Below are the records; pull every line that includes "index".

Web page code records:
────────────────────────────────────────

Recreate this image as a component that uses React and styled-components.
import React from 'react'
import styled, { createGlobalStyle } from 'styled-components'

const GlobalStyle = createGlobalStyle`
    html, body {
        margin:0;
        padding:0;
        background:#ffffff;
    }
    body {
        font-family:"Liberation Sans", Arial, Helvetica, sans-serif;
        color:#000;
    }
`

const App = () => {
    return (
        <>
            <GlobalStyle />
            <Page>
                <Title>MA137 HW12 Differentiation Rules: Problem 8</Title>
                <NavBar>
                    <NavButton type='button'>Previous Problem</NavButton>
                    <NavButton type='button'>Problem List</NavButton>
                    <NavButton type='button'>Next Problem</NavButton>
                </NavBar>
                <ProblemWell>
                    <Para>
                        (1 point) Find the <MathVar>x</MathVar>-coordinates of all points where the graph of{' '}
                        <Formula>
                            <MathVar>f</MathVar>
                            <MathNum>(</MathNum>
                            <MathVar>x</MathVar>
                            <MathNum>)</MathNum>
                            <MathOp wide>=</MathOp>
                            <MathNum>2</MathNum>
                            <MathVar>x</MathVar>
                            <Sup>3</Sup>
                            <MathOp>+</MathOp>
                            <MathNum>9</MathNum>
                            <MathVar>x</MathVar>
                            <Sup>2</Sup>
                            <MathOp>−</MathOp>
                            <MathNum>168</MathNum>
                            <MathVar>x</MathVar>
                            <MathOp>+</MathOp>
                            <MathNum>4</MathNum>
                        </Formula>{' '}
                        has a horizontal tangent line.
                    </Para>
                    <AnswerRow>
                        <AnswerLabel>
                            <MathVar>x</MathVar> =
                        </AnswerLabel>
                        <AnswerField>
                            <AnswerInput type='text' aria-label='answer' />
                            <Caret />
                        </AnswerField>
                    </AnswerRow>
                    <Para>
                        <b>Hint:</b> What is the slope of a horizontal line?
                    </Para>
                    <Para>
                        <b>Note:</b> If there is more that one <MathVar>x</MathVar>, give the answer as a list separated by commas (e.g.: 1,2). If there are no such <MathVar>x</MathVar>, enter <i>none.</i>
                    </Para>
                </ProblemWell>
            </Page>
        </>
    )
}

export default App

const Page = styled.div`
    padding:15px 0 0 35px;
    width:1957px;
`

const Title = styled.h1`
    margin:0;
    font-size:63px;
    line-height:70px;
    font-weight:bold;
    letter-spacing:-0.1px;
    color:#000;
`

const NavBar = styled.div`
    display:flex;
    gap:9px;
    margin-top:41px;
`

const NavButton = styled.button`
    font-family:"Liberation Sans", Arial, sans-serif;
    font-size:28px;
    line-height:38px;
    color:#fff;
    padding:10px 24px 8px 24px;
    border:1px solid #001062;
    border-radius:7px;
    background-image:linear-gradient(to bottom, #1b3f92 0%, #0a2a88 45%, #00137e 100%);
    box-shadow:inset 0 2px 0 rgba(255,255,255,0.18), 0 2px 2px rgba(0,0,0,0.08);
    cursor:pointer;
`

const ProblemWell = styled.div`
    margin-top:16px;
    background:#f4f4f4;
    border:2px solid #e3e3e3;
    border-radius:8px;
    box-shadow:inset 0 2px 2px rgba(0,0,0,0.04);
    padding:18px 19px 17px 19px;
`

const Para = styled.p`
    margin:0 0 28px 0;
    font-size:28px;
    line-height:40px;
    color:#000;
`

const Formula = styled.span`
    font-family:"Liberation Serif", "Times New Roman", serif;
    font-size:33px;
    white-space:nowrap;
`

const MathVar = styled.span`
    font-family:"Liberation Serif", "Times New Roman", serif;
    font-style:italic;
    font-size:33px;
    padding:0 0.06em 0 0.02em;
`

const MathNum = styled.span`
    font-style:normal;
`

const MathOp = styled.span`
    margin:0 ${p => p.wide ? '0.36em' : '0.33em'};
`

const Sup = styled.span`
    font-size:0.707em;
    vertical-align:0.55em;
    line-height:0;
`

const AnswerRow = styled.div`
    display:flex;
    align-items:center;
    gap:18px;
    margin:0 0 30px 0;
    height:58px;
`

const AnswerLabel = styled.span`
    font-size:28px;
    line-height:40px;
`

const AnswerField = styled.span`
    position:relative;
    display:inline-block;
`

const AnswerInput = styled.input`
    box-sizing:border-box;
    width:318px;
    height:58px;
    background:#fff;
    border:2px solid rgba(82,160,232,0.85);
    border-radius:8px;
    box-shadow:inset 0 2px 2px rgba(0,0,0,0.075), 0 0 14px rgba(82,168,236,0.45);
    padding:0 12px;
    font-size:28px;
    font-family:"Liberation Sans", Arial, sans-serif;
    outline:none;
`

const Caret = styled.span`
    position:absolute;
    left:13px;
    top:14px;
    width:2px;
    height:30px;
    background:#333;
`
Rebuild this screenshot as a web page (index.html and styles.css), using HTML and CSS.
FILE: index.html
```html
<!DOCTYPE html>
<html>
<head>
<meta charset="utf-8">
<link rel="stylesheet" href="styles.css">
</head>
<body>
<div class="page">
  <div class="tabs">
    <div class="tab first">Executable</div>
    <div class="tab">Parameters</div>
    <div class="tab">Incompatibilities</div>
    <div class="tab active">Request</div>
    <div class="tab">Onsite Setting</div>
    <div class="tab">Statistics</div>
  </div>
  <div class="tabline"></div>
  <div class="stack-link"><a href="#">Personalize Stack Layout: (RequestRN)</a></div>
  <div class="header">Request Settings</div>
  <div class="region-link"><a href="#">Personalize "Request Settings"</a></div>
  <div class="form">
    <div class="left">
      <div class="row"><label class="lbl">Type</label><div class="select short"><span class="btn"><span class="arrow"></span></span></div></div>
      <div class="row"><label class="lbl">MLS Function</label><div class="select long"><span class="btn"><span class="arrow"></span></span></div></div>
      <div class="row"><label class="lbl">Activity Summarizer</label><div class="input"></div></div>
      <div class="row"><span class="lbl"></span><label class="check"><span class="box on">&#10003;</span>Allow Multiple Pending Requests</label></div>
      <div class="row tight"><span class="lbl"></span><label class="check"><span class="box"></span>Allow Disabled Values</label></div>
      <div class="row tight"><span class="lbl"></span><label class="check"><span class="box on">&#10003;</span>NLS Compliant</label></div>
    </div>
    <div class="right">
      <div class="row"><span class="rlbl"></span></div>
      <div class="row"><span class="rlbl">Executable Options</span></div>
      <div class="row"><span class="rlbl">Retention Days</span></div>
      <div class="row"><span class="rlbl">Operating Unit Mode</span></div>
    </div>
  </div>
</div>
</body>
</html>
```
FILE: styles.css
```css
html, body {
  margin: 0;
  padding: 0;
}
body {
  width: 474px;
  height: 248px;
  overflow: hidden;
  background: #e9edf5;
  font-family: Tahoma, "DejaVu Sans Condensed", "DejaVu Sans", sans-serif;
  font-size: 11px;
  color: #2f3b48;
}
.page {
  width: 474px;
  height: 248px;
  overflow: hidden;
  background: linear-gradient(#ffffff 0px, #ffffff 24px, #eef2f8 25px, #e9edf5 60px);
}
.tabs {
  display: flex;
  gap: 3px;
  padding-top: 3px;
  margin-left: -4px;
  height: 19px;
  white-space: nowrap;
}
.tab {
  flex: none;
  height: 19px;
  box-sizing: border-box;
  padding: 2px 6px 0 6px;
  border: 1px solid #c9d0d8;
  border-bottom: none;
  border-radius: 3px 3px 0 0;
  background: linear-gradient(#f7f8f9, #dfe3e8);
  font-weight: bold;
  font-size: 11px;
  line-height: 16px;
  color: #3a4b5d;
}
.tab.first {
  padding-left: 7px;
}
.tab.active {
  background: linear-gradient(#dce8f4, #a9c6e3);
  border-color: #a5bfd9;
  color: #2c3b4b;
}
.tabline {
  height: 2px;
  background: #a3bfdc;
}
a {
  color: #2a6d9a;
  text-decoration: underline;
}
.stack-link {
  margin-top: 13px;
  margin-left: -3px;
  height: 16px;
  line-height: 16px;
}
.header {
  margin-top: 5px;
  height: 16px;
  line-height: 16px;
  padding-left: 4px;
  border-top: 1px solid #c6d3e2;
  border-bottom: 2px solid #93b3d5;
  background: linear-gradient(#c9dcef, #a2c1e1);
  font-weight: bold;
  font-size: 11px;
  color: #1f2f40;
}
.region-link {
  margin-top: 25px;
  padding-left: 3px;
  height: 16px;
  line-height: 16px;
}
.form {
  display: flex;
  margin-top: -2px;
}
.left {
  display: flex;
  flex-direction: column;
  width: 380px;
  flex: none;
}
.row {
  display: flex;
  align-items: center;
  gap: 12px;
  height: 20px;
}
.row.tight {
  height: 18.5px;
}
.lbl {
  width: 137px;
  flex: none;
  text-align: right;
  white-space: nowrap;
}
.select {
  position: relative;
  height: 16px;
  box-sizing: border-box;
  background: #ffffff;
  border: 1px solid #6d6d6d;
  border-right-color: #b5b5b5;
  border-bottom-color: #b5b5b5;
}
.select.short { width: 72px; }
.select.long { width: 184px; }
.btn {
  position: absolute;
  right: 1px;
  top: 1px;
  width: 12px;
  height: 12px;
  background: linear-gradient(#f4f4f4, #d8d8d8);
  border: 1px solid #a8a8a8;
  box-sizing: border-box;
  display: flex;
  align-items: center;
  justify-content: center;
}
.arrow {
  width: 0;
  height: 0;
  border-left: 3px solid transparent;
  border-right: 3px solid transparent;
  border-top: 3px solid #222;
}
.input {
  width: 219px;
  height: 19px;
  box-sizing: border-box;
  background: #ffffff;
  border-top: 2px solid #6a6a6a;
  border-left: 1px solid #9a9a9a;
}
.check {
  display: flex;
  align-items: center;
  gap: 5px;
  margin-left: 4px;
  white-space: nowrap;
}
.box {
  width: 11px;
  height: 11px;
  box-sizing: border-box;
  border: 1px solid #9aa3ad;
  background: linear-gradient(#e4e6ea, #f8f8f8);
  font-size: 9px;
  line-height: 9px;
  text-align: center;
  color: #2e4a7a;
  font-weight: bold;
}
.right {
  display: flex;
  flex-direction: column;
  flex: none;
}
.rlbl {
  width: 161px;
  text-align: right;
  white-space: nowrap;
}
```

────────────────────────────────────────

### Output for this task
Rebuild this screenshot as a web page (index.html and styles.css), using HTML and CSS.
FILE: index.html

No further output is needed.